I’ve been wondering this, myself…

A quote from Northern_Light_27 on Patheos:

I’m not at all surprised to find Pagan Pride days at part of the root of this, because I contend that PPDs have no idea what they actually want to be. They want to be occasions for outreach and education to non-Pagans about Paganism, but they also want to be Pride in the sense they borrowed the term from, “we’re here, we’re Pagan, get used to it” and be a celebration that we can walk around in public without serious persecution. The problem is that these are not aims that mesh. If it’s about educating the non-Pagans, you don’t want Miss Fairy Wings talking to the press, but if it’s about Pride, she should let her freak flag fly.

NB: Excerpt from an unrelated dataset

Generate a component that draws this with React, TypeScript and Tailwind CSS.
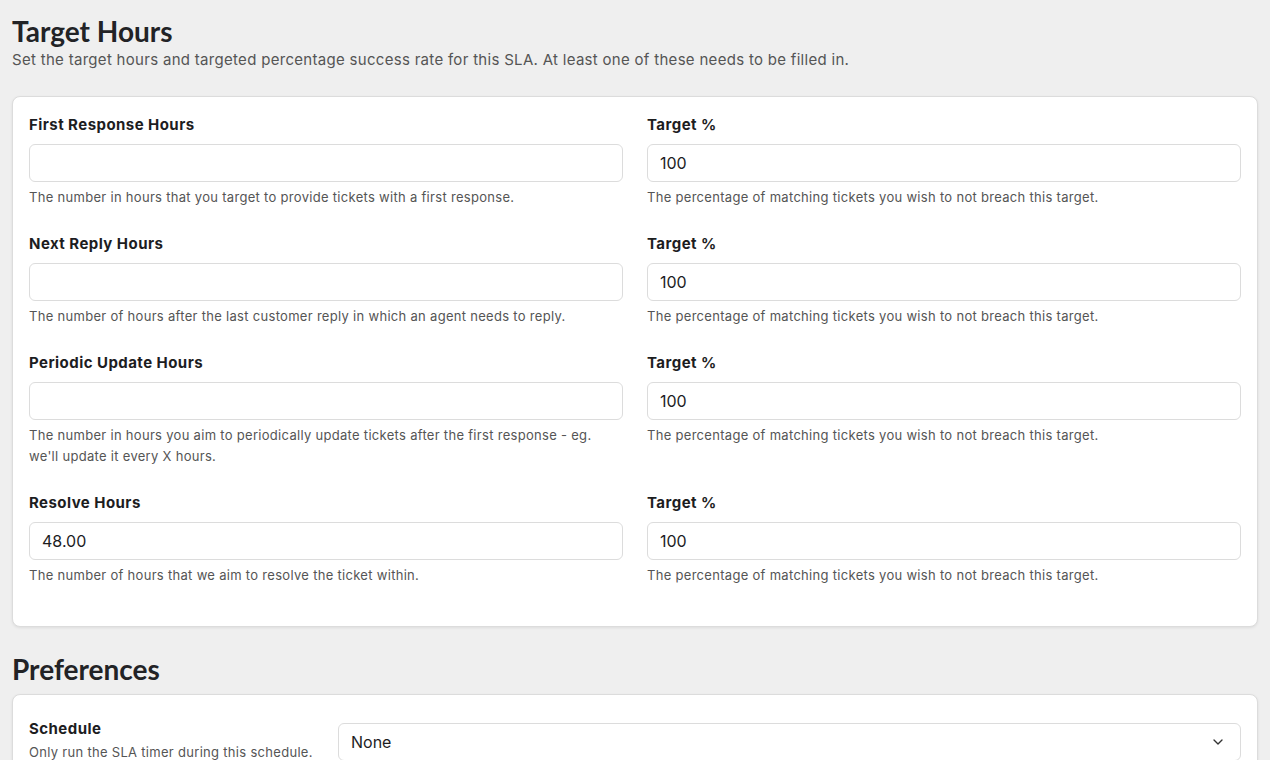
import { ChevronDown } from 'lucide-react';

const HELP_TARGET = 'The percentage of matching tickets you wish to not breach this target.';

type Row = {
  label: string;
  value: string;
  help: string;
};

const rows: Row[] = [
  {
    label: 'First Response Hours',
    value: '',
    help: 'The number in hours that you target to provide tickets with a first response.',
  },
  {
    label: 'Next Reply Hours',
    value: '',
    help: 'The number of hours after the last customer reply in which an agent needs to reply.',
  },
  {
    label: 'Periodic Update Hours',
    value: '',
    help: "The number in hours you aim to periodically update tickets after the first response - eg. we'll update it every X hours.",
  },
  {
    label: 'Resolve Hours',
    value: '48.00',
    help: 'The number of hours that we aim to resolve the ticket within.',
  },
];

function Field({ label, value, help }: Row) {
  return (
    <div className="mb-[25px]">
      <label className="block text-[15px] leading-[22px] font-bold tracking-[0.03em] text-[#1d1d1f]">{label}</label>
      <input
        type="text"
        defaultValue={value}
        className="mt-[8px] block h-[38px] w-full rounded-[6px] border border-[#dcdcdc] bg-white px-3 text-[16px] text-[#1d1d1f] outline-none"
      />
      <p className="mt-[5px] text-[13px] leading-[21px] tracking-[0.023em] text-[#555]">{help}</p>
    </div>
  );
}

export default function App() {
  return (
    <div
      className="min-h-screen bg-[#efefef] px-3 pt-[14px] pb-6"
      style={{ fontFamily: 'Inter, "Noto Sans", sans-serif' }}
    >
      <h1
        className="text-[28px] leading-[34px] font-bold text-[#222326]"
        style={{ fontFamily: 'Lato, Inter, sans-serif' }}
      >
        Target Hours
      </h1>
      <p className="mt-[1px] text-[15px] leading-[22px] tracking-[0.02em] text-[#555]">
        Set the target hours and targeted percentage success rate for this SLA. At least one of these needs to be filled in.
      </p>

      <div className="mt-[25px] rounded-[8px] border border-[#dcdcdc] bg-white px-4 pt-[17px] pb-[15px] shadow-[0_1px_3px_rgba(0,0,0,0.08)]">
        {rows.map((row) => (
          <div key={row.label} className="grid grid-cols-2 gap-x-6">
            <Field {...row} />
            <Field label="Target %" value="100" help={HELP_TARGET} />
          </div>
        ))}
      </div>

      <h2
        className="mt-[25px] text-[28px] leading-[34px] font-bold text-[#222326]"
        style={{ fontFamily: 'Lato, Inter, sans-serif' }}
      >
        Preferences
      </h2>

      <div className="mt-[8px] rounded-[8px] border border-[#dcdcdc] bg-white px-4 pt-[23px] pb-6 shadow-[0_1px_3px_rgba(0,0,0,0.08)]">
        <div className="flex items-start gap-6">
          <div className="w-[285px] shrink-0">
            <div className="text-[15px] leading-[22px] font-bold tracking-[0.03em] text-[#1d1d1f]">Schedule</div>
            <p className="mt-[2px] text-[13px] leading-[21px] tracking-[0.023em] text-[#555]">Only run the SLA timer during this schedule.</p>
          </div>
          <div className="mt-[5px] flex h-[38px] flex-1 items-center justify-between rounded-[6px] border border-[#dcdcdc] bg-white pl-3 pr-[14px]">
            <span className="text-[16px] text-[#1d1d1f]">None</span>
            <ChevronDown className="h-4 w-4 text-[#333]" strokeWidth={2} />
          </div>
        </div>
      </div>
    </div>
  );
}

If it’s about putting on a good image, you might want to vet the rituals so that you don’t get anything that confuses participants or scares the horses because “we are a whole bunch of things that have absolutely bubkes in common with one another” (which will, of course, beg the question of “so why are you all called ‘Pagan’, again?”) is a harder sell than “we worship the earth”. (Though if I’m a Heathen kindred, I’m not touching this with a 40′ cattle prod because of massive message dilution– a table at the county fair is a whole lot more effective than participating in this.) If it’s about education, it shouldn’t be done ad-hoc so that common themes within diversity can be explored in a way less baffling to outsiders. If it’s about Pride, you want no gating at all, and if people from without are baffled, tough– google it or ask somebody after the presentation.

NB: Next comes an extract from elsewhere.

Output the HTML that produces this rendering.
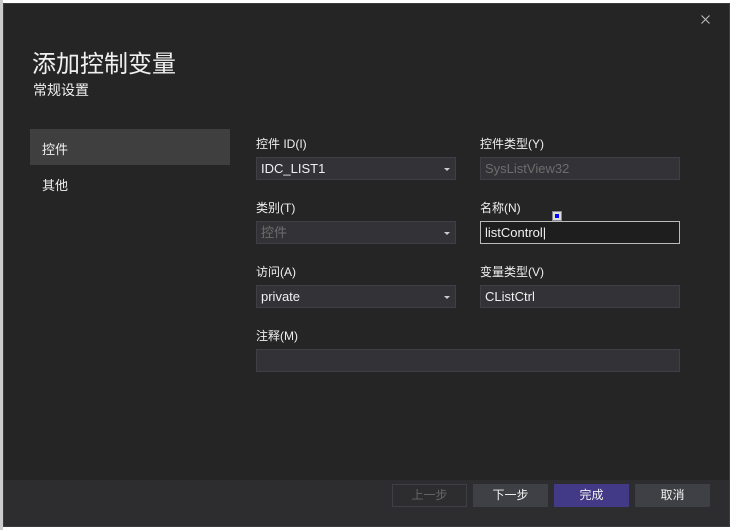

But PPD wants to be ALL these things, so ends up doing none of them as well as they could if they focused. The other elements of the Wiccanate Privilege discussion notwithstanding, *this* part I think is squarely on PPD’s perennial confusion about itself. (As are the also-perennial complaints about silly garb at PPD and how it looks bad to press/non-Pagans, which would be cleared up if PPDs could pick between the competing missions– with LGBT Pride, you can legitimately tell people complaining about Leathermen that they’re missing the point. It doesn’t stop the complaining, but it actually isn’t germane, while the complaints about PPD have a point, I think.)

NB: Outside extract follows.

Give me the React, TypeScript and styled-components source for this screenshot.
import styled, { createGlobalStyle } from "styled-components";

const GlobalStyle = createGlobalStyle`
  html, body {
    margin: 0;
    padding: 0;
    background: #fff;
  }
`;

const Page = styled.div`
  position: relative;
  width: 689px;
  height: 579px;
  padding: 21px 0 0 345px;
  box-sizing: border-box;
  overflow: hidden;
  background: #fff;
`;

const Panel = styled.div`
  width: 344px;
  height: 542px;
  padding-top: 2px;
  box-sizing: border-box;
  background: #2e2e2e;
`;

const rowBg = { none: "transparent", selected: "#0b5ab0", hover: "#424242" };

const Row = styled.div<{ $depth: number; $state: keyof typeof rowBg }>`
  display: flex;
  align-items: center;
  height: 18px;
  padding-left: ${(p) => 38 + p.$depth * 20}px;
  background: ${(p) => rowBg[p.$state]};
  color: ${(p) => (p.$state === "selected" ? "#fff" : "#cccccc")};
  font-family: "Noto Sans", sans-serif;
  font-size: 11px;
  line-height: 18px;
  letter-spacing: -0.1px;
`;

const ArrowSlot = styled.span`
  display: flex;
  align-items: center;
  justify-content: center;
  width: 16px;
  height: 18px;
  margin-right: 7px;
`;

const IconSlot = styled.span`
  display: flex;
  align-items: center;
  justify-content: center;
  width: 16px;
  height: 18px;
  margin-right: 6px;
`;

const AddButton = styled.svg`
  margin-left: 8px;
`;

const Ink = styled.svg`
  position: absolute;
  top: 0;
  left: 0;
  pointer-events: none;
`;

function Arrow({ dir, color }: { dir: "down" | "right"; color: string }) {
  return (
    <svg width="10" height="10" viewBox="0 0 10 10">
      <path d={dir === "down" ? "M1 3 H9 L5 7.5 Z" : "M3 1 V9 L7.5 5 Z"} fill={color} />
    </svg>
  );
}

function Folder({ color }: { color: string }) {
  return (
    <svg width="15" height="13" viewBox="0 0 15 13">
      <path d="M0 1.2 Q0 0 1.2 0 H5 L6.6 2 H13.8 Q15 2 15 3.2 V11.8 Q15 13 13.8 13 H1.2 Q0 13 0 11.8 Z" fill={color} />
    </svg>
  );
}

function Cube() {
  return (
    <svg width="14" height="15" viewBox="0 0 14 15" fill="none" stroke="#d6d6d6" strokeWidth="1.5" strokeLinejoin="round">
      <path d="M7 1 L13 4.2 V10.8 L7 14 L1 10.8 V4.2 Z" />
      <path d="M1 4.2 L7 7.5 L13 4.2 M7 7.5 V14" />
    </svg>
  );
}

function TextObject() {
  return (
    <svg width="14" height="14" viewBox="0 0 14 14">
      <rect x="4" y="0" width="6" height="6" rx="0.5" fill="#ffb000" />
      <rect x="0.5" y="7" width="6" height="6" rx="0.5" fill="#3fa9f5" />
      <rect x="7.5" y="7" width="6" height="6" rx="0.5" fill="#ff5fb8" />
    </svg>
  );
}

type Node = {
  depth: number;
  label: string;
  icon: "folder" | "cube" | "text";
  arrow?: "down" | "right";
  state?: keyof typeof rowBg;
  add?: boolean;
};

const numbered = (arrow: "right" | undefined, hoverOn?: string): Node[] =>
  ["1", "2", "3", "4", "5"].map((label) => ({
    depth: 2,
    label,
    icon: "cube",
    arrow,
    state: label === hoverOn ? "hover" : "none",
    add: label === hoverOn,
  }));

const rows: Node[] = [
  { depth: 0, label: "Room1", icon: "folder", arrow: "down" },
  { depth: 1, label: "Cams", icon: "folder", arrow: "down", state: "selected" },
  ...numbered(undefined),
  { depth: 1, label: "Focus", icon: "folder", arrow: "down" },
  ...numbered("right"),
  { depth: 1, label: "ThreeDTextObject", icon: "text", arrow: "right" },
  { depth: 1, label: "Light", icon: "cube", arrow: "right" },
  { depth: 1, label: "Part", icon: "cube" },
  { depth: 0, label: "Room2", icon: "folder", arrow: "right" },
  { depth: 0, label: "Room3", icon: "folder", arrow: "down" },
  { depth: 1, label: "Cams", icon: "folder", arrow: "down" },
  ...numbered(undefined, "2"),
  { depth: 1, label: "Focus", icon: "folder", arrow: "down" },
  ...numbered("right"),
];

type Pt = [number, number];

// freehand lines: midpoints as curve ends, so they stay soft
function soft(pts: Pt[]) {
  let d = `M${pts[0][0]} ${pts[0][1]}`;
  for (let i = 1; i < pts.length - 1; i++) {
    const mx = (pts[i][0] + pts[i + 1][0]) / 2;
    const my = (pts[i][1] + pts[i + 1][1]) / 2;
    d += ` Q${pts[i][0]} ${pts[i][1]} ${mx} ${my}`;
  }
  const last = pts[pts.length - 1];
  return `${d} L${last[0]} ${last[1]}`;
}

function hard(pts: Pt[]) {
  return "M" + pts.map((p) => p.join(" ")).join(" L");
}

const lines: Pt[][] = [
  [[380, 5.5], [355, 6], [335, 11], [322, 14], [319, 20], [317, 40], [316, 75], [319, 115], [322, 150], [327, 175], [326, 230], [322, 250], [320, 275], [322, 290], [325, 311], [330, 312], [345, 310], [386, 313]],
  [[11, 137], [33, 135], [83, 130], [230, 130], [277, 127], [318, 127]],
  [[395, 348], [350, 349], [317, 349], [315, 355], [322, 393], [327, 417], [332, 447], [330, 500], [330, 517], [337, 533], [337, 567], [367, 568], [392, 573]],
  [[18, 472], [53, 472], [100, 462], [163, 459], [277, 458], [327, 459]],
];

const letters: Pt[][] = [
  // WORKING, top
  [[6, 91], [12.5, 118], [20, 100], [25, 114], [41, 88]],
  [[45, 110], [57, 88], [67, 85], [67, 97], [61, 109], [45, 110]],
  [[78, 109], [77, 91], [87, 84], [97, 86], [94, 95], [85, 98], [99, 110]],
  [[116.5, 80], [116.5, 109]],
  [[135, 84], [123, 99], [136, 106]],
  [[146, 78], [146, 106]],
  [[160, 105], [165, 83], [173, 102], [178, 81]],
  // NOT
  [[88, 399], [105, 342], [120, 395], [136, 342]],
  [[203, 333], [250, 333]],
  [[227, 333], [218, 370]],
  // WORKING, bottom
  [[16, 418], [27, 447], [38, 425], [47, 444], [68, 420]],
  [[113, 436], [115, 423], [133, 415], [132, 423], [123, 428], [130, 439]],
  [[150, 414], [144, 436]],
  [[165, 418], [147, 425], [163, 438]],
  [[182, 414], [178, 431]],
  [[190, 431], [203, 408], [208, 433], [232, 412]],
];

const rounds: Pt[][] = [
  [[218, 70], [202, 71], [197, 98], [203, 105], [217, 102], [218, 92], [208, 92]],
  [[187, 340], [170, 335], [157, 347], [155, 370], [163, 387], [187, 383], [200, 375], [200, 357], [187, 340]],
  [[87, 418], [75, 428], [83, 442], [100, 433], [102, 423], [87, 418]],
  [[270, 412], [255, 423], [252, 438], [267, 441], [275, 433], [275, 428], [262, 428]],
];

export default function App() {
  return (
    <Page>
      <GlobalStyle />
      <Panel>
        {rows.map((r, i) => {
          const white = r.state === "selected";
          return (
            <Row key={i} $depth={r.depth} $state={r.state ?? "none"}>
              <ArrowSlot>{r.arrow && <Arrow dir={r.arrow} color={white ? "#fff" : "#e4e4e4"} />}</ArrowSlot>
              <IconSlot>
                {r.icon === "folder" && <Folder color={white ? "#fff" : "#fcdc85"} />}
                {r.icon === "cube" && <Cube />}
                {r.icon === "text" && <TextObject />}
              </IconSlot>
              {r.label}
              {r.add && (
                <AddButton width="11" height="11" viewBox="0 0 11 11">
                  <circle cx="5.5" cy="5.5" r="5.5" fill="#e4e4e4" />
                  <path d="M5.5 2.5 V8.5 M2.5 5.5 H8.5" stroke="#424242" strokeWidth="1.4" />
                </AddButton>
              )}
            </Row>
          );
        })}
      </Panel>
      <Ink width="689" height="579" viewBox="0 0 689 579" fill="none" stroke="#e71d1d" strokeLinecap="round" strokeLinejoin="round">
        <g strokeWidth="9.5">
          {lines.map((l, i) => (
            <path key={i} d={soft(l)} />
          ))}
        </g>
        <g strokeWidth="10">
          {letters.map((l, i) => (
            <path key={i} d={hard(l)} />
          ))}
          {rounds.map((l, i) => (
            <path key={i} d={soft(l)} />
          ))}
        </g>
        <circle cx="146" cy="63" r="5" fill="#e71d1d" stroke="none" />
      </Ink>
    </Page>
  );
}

So what *is* the original intent behind Pagan Pride day, and what exactly is the point? I think if we could determine that, it would make for an excellent reclaiming project. I got to admit, when i see the term “Pagan Pride”, coming from a Queer space, as I have, I logically assume this to mean “We’re here, we’re pagan, get used to it” and, while certainly educating and engaging the public can be a by-product of that radical notion of Brenda Howard’s to show up and remind people we exist and in all sorts of ways, that’s not the goal: The goal was to be present in and say “I’m here, too”, the goal was to put faces to a movement.

If the initial goal of Pagan Pride Day was to educate people and reach out and putting on a “united” image, then why appropriate the terminology of “Pride Day” from the Gender and Sexual Minority movements?


2 thoughts on “I’ve been wondering this, myself…

  1. Actually I think Queer Pride events these days are more about education and PR than “we exist whether you like it or not” though we still have lots of drag queens and leathermen prancing about- there’s just way more people period, so more conventional-looking people. And that’s kind of the case with at least some Pagan Prides. The one in my area is actually pretty good about including different sorts of paganisms. I just went to Paganicon, the conference they put on, and I think I felt weirder there for being a non-magic user/believer than being a polytheist.

    I remember 2 members tabling once for our Pagan college group- one was a pretty traditionally-minded Heathen, the other was one a very idiosyncratic eclectic (the only feature of his path I remember was that his “totem animal” was a pterodactyl) so between the two of them they had to explain what “Paganism” was. Fun fun!


    • Yeah, GBLT Pride events tend to lean a bit more educational, these days (and not to mention, far more corporate than Brenda Howard and the original Stonewall rioters ever intended), but on the timeline of these events, it’s clearly more of an afterthought than an intended purpose. And Smaller GBLT Pride events, like in Ann Arbor and Lansing, Michigan, education is a matter more often left to a table of pamphlets and television.